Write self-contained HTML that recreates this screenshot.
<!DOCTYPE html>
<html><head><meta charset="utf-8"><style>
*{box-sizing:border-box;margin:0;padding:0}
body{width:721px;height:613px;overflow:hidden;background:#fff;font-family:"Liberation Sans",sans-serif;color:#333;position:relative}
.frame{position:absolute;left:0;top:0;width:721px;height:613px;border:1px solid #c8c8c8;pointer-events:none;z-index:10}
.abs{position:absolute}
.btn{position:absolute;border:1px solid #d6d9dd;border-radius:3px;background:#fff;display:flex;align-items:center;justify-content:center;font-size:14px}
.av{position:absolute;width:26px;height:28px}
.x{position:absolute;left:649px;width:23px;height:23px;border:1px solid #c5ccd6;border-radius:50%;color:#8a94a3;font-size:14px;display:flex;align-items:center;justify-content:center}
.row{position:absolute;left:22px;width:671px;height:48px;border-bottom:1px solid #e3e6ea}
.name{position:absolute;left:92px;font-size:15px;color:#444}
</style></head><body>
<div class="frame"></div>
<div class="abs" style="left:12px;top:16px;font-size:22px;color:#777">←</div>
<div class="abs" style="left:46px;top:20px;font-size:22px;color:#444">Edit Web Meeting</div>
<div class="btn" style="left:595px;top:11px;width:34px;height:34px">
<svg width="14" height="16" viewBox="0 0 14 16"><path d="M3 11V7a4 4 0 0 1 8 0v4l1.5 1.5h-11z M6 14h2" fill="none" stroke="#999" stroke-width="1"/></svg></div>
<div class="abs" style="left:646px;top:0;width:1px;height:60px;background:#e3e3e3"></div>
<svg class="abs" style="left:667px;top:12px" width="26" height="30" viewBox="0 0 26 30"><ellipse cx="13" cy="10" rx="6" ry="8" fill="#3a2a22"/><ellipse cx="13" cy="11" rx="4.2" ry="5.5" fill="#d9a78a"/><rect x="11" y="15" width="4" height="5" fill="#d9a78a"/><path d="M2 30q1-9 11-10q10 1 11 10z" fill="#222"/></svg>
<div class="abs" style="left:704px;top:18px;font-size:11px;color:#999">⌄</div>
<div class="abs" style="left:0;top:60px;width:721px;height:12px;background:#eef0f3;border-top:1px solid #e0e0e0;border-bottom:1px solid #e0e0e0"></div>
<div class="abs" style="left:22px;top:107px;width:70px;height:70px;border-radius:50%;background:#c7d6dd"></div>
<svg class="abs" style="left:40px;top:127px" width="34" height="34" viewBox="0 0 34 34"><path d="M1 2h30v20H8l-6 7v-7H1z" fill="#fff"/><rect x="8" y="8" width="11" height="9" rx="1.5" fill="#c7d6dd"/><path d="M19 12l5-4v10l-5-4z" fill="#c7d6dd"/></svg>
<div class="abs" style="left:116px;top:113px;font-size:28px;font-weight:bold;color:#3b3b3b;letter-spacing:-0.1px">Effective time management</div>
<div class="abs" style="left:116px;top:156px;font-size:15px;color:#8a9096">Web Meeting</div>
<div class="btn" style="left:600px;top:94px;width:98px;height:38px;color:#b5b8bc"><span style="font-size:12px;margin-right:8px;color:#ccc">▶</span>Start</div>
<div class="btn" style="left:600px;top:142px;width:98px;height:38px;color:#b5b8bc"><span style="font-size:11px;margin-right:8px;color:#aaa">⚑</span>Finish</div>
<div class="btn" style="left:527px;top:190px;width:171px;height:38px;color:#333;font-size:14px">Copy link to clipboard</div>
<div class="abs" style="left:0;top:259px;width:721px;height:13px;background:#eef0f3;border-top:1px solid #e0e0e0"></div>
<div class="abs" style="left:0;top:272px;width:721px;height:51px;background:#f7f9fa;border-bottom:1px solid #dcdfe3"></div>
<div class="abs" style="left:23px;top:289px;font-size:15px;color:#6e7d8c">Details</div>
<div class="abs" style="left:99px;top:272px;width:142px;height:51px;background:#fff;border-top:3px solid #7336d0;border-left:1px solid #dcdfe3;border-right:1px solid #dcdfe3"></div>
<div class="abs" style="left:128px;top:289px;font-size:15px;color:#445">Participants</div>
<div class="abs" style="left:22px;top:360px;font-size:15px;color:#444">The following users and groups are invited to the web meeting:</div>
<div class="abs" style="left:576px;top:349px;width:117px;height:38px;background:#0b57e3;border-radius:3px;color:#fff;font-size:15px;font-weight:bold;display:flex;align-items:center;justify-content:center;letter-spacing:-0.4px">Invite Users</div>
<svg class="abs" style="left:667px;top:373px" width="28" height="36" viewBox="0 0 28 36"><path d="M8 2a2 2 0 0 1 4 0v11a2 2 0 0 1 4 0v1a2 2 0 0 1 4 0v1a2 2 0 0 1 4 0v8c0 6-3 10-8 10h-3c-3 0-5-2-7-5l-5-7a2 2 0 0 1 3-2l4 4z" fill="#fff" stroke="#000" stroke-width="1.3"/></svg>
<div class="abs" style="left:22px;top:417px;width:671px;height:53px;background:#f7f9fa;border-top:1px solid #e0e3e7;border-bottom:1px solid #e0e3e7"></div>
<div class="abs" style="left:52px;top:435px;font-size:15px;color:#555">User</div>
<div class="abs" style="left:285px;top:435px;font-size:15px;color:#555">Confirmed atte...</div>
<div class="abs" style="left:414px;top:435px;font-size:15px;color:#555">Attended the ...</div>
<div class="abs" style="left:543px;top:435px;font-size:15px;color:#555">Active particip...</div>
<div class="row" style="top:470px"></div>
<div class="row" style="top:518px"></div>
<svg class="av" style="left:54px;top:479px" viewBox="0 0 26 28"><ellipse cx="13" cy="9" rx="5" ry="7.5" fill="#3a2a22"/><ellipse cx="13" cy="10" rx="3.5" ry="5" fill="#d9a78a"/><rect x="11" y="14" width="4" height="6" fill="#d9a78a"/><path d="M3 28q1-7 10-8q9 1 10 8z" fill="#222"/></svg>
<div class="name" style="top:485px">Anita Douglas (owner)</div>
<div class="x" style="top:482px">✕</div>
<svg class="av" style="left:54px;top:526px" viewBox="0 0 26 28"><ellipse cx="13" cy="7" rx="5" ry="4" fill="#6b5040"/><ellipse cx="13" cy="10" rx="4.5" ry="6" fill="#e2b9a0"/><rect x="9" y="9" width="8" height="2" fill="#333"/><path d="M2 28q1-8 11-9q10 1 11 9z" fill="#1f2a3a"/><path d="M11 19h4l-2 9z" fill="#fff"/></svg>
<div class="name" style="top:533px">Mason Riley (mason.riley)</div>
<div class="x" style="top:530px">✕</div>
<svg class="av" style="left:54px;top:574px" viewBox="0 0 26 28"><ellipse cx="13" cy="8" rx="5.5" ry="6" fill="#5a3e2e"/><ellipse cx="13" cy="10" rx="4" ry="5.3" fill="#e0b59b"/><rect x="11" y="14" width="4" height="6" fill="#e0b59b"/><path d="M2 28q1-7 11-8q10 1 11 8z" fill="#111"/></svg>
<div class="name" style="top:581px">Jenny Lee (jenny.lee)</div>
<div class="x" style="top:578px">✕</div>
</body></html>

Your instructions -
Copy out each line exactly as written.

Answer below -
Write self-contained HTML that recreates this screenshot.
<!DOCTYPE html>
<html><head><meta charset="utf-8"><style>
*{box-sizing:border-box;margin:0;padding:0}
body{width:721px;height:613px;overflow:hidden;background:#fff;font-family:"Liberation Sans",sans-serif;color:#333;position:relative}
.frame{position:absolute;left:0;top:0;width:721px;height:613px;border:1px solid #c8c8c8;pointer-events:none;z-index:10}
.abs{position:absolute}
.btn{position:absolute;border:1px solid #d6d9dd;border-radius:3px;background:#fff;display:flex;align-items:center;justify-content:center;font-size:14px}
.av{position:absolute;width:26px;height:28px}
.x{position:absolute;left:649px;width:23px;height:23px;border:1px solid #c5ccd6;border-radius:50%;color:#8a94a3;font-size:14px;display:flex;align-items:center;justify-content:center}
.row{position:absolute;left:22px;width:671px;height:48px;border-bottom:1px solid #e3e6ea}
.name{position:absolute;left:92px;font-size:15px;color:#444}
</style></head><body>
<div class="frame"></div>
<div class="abs" style="left:12px;top:16px;font-size:22px;color:#777">←</div>
<div class="abs" style="left:46px;top:20px;font-size:22px;color:#444">Edit Web Meeting</div>
<div class="btn" style="left:595px;top:11px;width:34px;height:34px">
<svg width="14" height="16" viewBox="0 0 14 16"><path d="M3 11V7a4 4 0 0 1 8 0v4l1.5 1.5h-11z M6 14h2" fill="none" stroke="#999" stroke-width="1"/></svg></div>
<div class="abs" style="left:646px;top:0;width:1px;height:60px;background:#e3e3e3"></div>
<svg class="abs" style="left:667px;top:12px" width="26" height="30" viewBox="0 0 26 30"><ellipse cx="13" cy="10" rx="6" ry="8" fill="#3a2a22"/><ellipse cx="13" cy="11" rx="4.2" ry="5.5" fill="#d9a78a"/><rect x="11" y="15" width="4" height="5" fill="#d9a78a"/><path d="M2 30q1-9 11-10q10 1 11 10z" fill="#222"/></svg>
<div class="abs" style="left:704px;top:18px;font-size:11px;color:#999">⌄</div>
<div class="abs" style="left:0;top:60px;width:721px;height:12px;background:#eef0f3;border-top:1px solid #e0e0e0;border-bottom:1px solid #e0e0e0"></div>
<div class="abs" style="left:22px;top:107px;width:70px;height:70px;border-radius:50%;background:#c7d6dd"></div>
<svg class="abs" style="left:40px;top:127px" width="34" height="34" viewBox="0 0 34 34"><path d="M1 2h30v20H8l-6 7v-7H1z" fill="#fff"/><rect x="8" y="8" width="11" height="9" rx="1.5" fill="#c7d6dd"/><path d="M19 12l5-4v10l-5-4z" fill="#c7d6dd"/></svg>
<div class="abs" style="left:116px;top:113px;font-size:28px;font-weight:bold;color:#3b3b3b;letter-spacing:-0.1px">Effective time management</div>
<div class="abs" style="left:116px;top:156px;font-size:15px;color:#8a9096">Web Meeting</div>
<div class="btn" style="left:600px;top:94px;width:98px;height:38px;color:#b5b8bc"><span style="font-size:12px;margin-right:8px;color:#ccc">▶</span>Start</div>
<div class="btn" style="left:600px;top:142px;width:98px;height:38px;color:#b5b8bc"><span style="font-size:11px;margin-right:8px;color:#aaa">⚑</span>Finish</div>
<div class="btn" style="left:527px;top:190px;width:171px;height:38px;color:#333;font-size:14px">Copy link to clipboard</div>
<div class="abs" style="left:0;top:259px;width:721px;height:13px;background:#eef0f3;border-top:1px solid #e0e0e0"></div>
<div class="abs" style="left:0;top:272px;width:721px;height:51px;background:#f7f9fa;border-bottom:1px solid #dcdfe3"></div>
<div class="abs" style="left:23px;top:289px;font-size:15px;color:#6e7d8c">Details</div>
<div class="abs" style="left:99px;top:272px;width:142px;height:51px;background:#fff;border-top:3px solid #7336d0;border-left:1px solid #dcdfe3;border-right:1px solid #dcdfe3"></div>
<div class="abs" style="left:128px;top:289px;font-size:15px;color:#445">Participants</div>
<div class="abs" style="left:22px;top:360px;font-size:15px;color:#444">The following users and groups are invited to the web meeting:</div>
<div class="abs" style="left:576px;top:349px;width:117px;height:38px;background:#0b57e3;border-radius:3px;color:#fff;font-size:15px;font-weight:bold;display:flex;align-items:center;justify-content:center;letter-spacing:-0.4px">Invite Users</div>
<svg class="abs" style="left:667px;top:373px" width="28" height="36" viewBox="0 0 28 36"><path d="M8 2a2 2 0 0 1 4 0v11a2 2 0 0 1 4 0v1a2 2 0 0 1 4 0v1a2 2 0 0 1 4 0v8c0 6-3 10-8 10h-3c-3 0-5-2-7-5l-5-7a2 2 0 0 1 3-2l4 4z" fill="#fff" stroke="#000" stroke-width="1.3"/></svg>
<div class="abs" style="left:22px;top:417px;width:671px;height:53px;background:#f7f9fa;border-top:1px solid #e0e3e7;border-bottom:1px solid #e0e3e7"></div>
<div class="abs" style="left:52px;top:435px;font-size:15px;color:#555">User</div>
<div class="abs" style="left:285px;top:435px;font-size:15px;color:#555">Confirmed atte...</div>
<div class="abs" style="left:414px;top:435px;font-size:15px;color:#555">Attended the ...</div>
<div class="abs" style="left:543px;top:435px;font-size:15px;color:#555">Active particip...</div>
<div class="row" style="top:470px"></div>
<div class="row" style="top:518px"></div>
<svg class="av" style="left:54px;top:479px" viewBox="0 0 26 28"><ellipse cx="13" cy="9" rx="5" ry="7.5" fill="#3a2a22"/><ellipse cx="13" cy="10" rx="3.5" ry="5" fill="#d9a78a"/><rect x="11" y="14" width="4" height="6" fill="#d9a78a"/><path d="M3 28q1-7 10-8q9 1 10 8z" fill="#222"/></svg>
<div class="name" style="top:485px">Anita Douglas (owner)</div>
<div class="x" style="top:482px">✕</div>
<svg class="av" style="left:54px;top:526px" viewBox="0 0 26 28"><ellipse cx="13" cy="7" rx="5" ry="4" fill="#6b5040"/><ellipse cx="13" cy="10" rx="4.5" ry="6" fill="#e2b9a0"/><rect x="9" y="9" width="8" height="2" fill="#333"/><path d="M2 28q1-8 11-9q10 1 11 9z" fill="#1f2a3a"/><path d="M11 19h4l-2 9z" fill="#fff"/></svg>
<div class="name" style="top:533px">Mason Riley (mason.riley)</div>
<div class="x" style="top:530px">✕</div>
<svg class="av" style="left:54px;top:574px" viewBox="0 0 26 28"><ellipse cx="13" cy="8" rx="5.5" ry="6" fill="#5a3e2e"/><ellipse cx="13" cy="10" rx="4" ry="5.3" fill="#e0b59b"/><rect x="11" y="14" width="4" height="6" fill="#e0b59b"/><path d="M2 28q1-7 11-8q10 1 11 8z" fill="#111"/></svg>
<div class="name" style="top:581px">Jenny Lee (jenny.lee)</div>
<div class="x" style="top:578px">✕</div>
</body></html>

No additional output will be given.